The DIY Spitfire: Enthusiast builds working replica fighter plane in his Reading garage – Telegraph.co.uk


December 6, 2016 Facebook Twitter LinkedIn Google+ DIY Project


Like many other small boys Alan James’s childhood passion was to build aircraft models, inspired in his case by the ones he watched take off and land at the RAF base near his home in Reading.

As a grown-up, he’s gone one better – and built a Spitfire plane in his garage.

However, it took more than just a few bits of plastic and some glue to put together this version of the fighter plane which did so much to save Britain from German invasion during World War Two.

Mr James was forced to search across Europe and even the United States for the specialist parts and materials required to complete his project.

But now, many hours and £18,000 later, he has fulfilled his dream, taking to the skies over England in his home-built Spitfire.

Alan James has clocked up 60 hours’ flying time in his replica Isaacs Spitfire

Credit:
Neil Wilson/SWNS

“Like every true Brit I wanted to fly a Spitfire,” said Mr James. “Five years ago you could only get a flight in one if you enrolled in a two-day course.

“It cost £5,000 and you only got 40 minutes flying the Spitfire. So I thought about it and realised I could spend that money on building one.”

After paying £150 for the set of plans for the single-seater Isaacs Spitfire – which is 60 per cent of the full sized original – from the Light Aircraft Association in 2012, Mr James set converting the 18ft by 10ft garage at his home in Reading, Berks, into his DIY aircraft plant.

He sourced a 100hp Rolls-Royce engine in the Netherlands, which he managed to re-assemble, and bought a set of wheels on eBay.

The seatbelts were specially made in the USA but the rest of the 500kg plane, including the fuselage, wings and propellor, Mr James constructed himself.

He had already learnt to shape and plane a wooden propeller – having previously built a Pietenpol Air Camper light aircraft out of wood covered in fabric – but he now had to learn to cut, shape and weld steel and aluminium.

Alan James with the shell of his aircraft in his Reading garage

Credit:
Paul Jacobs/SWNS

Three years after starting work on the Spitfire it was ready to fly, and after being given the go-ahead by the Civil Aviation Authority, which had checked and approved his work at each stage of construction, Mr James took to the skies for its maiden flight in September last year.

The Isaacs Spitfire has been flown by an ex-RAF test pilot to clear it to perform aerobatics manoeuvres and Mr James has now clocked up 60 hours’ flying time in it, having already flown 1,500 hours in his Pietenpol and other planes, including a Chipmunk and a Tiger Moth.

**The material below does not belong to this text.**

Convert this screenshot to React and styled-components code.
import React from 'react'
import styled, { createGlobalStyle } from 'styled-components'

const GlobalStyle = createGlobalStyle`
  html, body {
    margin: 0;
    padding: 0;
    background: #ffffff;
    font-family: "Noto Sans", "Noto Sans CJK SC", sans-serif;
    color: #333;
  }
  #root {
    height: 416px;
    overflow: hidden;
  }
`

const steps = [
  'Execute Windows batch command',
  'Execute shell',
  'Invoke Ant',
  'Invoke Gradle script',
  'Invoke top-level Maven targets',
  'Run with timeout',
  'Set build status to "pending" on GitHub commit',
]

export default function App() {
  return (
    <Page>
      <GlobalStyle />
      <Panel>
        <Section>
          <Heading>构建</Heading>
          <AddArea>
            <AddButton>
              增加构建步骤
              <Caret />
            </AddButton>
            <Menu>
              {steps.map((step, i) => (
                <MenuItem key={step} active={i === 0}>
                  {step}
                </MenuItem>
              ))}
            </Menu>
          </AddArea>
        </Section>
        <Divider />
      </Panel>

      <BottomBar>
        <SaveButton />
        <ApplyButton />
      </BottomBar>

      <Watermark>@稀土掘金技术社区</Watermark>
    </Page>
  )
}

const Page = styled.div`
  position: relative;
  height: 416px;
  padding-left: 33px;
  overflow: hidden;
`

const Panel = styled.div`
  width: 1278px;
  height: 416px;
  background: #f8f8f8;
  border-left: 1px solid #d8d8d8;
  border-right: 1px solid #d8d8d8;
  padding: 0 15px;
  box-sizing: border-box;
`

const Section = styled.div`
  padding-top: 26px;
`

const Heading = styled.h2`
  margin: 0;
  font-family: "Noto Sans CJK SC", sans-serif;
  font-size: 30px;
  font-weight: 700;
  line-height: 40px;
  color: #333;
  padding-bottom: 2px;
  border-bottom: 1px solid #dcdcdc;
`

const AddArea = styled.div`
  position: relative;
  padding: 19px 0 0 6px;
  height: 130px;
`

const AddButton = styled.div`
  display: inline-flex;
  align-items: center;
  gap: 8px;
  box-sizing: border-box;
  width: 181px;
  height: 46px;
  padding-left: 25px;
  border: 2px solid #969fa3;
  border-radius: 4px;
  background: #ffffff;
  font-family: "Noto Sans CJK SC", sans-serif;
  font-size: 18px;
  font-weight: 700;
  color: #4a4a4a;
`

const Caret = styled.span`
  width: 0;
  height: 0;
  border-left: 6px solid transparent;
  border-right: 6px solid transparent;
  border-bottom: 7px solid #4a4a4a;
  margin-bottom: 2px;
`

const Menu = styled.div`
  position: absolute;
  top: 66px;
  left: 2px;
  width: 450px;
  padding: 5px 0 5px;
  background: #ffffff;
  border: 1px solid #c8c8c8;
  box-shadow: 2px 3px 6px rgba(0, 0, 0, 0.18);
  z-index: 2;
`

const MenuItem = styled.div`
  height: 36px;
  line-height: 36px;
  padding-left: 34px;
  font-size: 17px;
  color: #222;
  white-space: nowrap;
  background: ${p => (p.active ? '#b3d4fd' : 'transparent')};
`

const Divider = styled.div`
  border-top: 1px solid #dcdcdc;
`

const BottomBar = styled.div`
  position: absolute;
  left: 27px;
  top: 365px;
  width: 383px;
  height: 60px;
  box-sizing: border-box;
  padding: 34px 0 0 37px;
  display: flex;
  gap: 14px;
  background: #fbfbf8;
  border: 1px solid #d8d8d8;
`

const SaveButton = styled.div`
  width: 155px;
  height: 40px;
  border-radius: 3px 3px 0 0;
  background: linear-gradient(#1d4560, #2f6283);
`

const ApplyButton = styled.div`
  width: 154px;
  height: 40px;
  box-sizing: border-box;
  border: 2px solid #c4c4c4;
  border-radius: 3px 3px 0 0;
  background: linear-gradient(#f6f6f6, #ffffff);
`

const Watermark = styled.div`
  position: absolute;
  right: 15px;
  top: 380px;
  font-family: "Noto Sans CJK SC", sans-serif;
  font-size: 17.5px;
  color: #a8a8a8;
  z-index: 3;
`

Mr James said began building planes after it dawned on him it was no different in principle to the model-making he used to do as a child.

“I like making model planes. I’ve been doing it since a lad – but full-size planes interest me too,” he said. “It occurred to me that in many ways, this type of aeroplane is really only a scaled-up model.”

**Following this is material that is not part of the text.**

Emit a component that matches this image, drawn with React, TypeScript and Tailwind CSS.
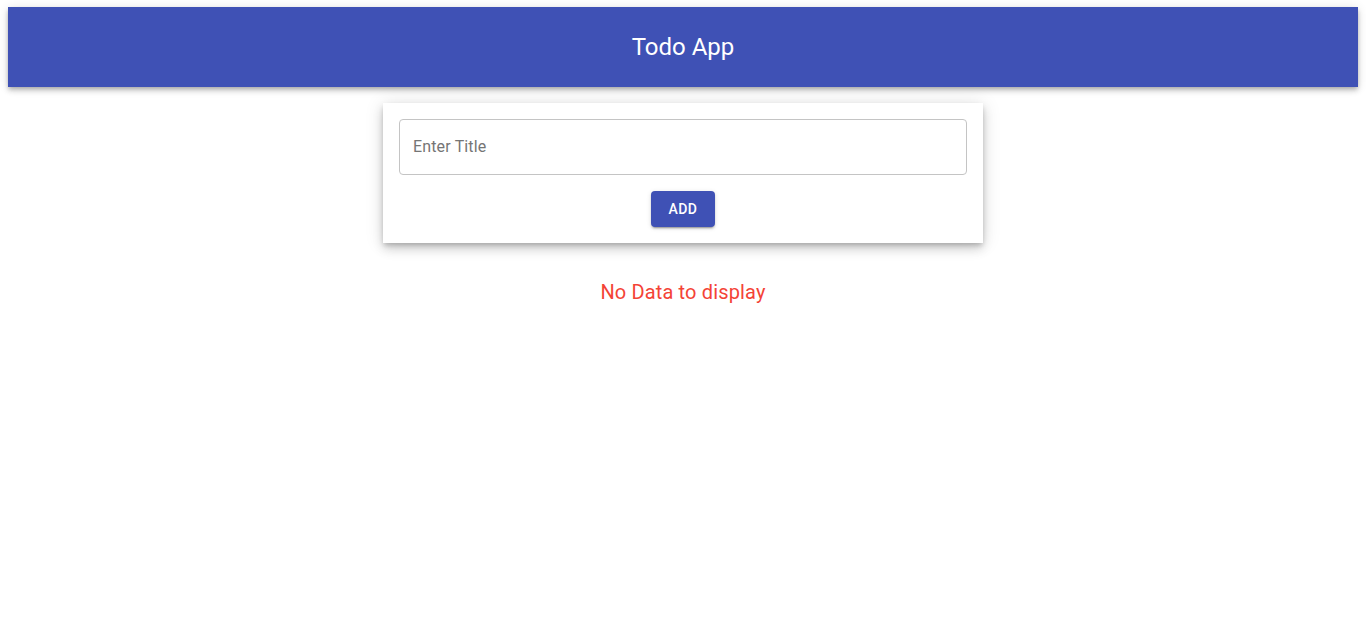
import React from "react";

export default function App() {
  return (
    <div
      className="min-h-[636px] bg-white px-2 pt-[7px]"
      style={{ fontFamily: "Roboto, 'Liberation Sans', sans-serif" }}
    >
      <header className="flex h-20 items-center justify-center bg-[#3f51b5] shadow-[0px_2px_4px_-1px_rgba(0,0,0,0.2),0px_4px_5px_0px_rgba(0,0,0,0.14),0px_1px_10px_0px_rgba(0,0,0,0.12)]">
        <h1 className="text-[24px] font-normal leading-8 text-white">Todo App</h1>
      </header>
      <div className="mt-4 flex flex-col items-center">
        <div className="w-[600px] bg-white p-4 shadow-[0px_3px_5px_-1px_rgba(0,0,0,0.2),0px_6px_10px_0px_rgba(0,0,0,0.14),0px_1px_18px_0px_rgba(0,0,0,0.12)]">
          <input
            type="text"
            placeholder="Enter Title"
            className="block h-14 w-full rounded border border-[#c4c4c4] px-[13px] pb-[2px] text-[16px] tracking-[0.15px] text-[#222] outline-none placeholder:text-[#757575]"
          />
          <div className="mt-4 flex justify-center">
            <button className="h-9 w-16 rounded bg-[#3f51b5] text-[14px] font-medium uppercase tracking-[0.4px] text-white shadow-[0px_3px_1px_-2px_rgba(0,0,0,0.2),0px_2px_2px_0px_rgba(0,0,0,0.14),0px_1px_5px_0px_rgba(0,0,0,0.12)]">
              Add
            </button>
          </div>
        </div>
        <p className="mt-[33px] text-[20px] leading-8 tracking-[0.15px] text-[#f44336]">No Data to display</p>
      </div>
    </div>
  );
}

He did concede there was a little more to it that that.

“You cannot just build a plane and fly it – there are very strict rules,” said Mr James. “The aircraft was inspected numerous times during construction and then checked again by a different inspector when completed to obtain CAA certification.”

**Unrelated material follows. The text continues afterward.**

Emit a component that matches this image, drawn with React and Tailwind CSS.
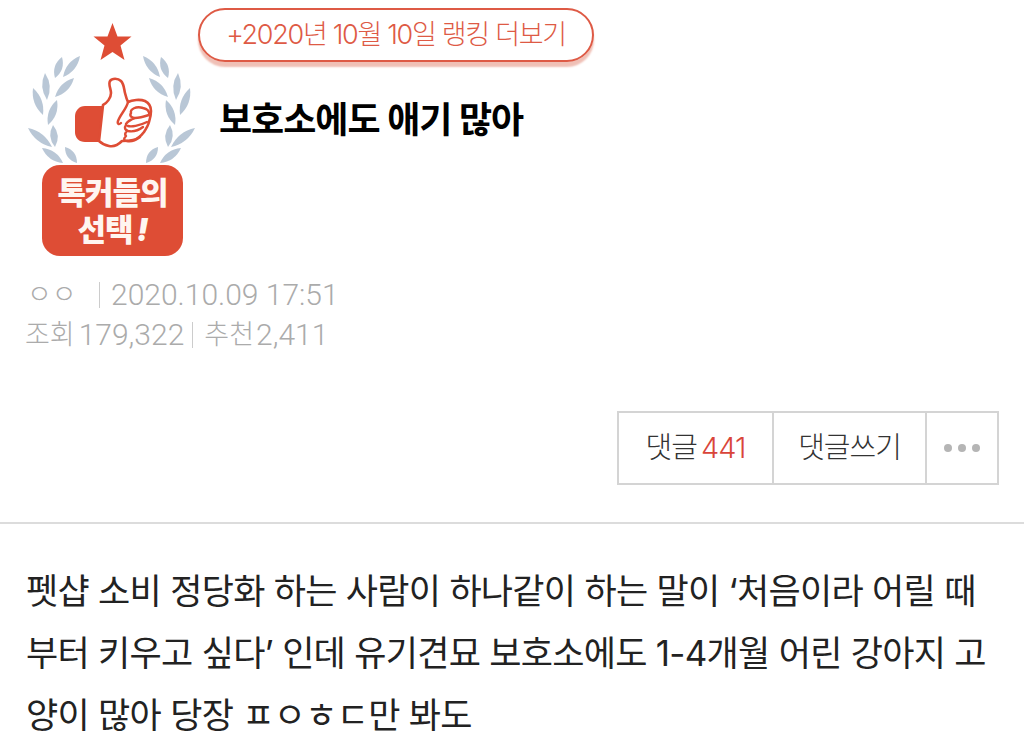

Alan James with his Isaacs Spitfire at the airfield he uses

Credit:
Paul Jacobs/SWNS

To date he has flown his Isaacs Spitfire, which has a top speed of 160mph, over the West Country, Northampton and the Isle of Wight.

As if spending all his spare evenings and weekends on his beloved Spitfire was not enough, the plane has only one seat, which means there is no room for either his wife Margaret, 59, or his 29-year-old daughter Debbie.

“My wife was the first one to go in the Pietenpol, but this is a selfish plane,” he said. “It only has one seat – for the pilot. And Debbie used to come flying with me until she found boys – and that was that,” he added.


Spitfires flyover London to commemorate the Battle of Britain


Watch | Spitfires flyover London to commemorate the Battle of Britain


00:22


Mr James, 63, became so immersed in his project that he has now given up his job as a driving instructor to devote himself to helping others build and fly similar aircraft replicas.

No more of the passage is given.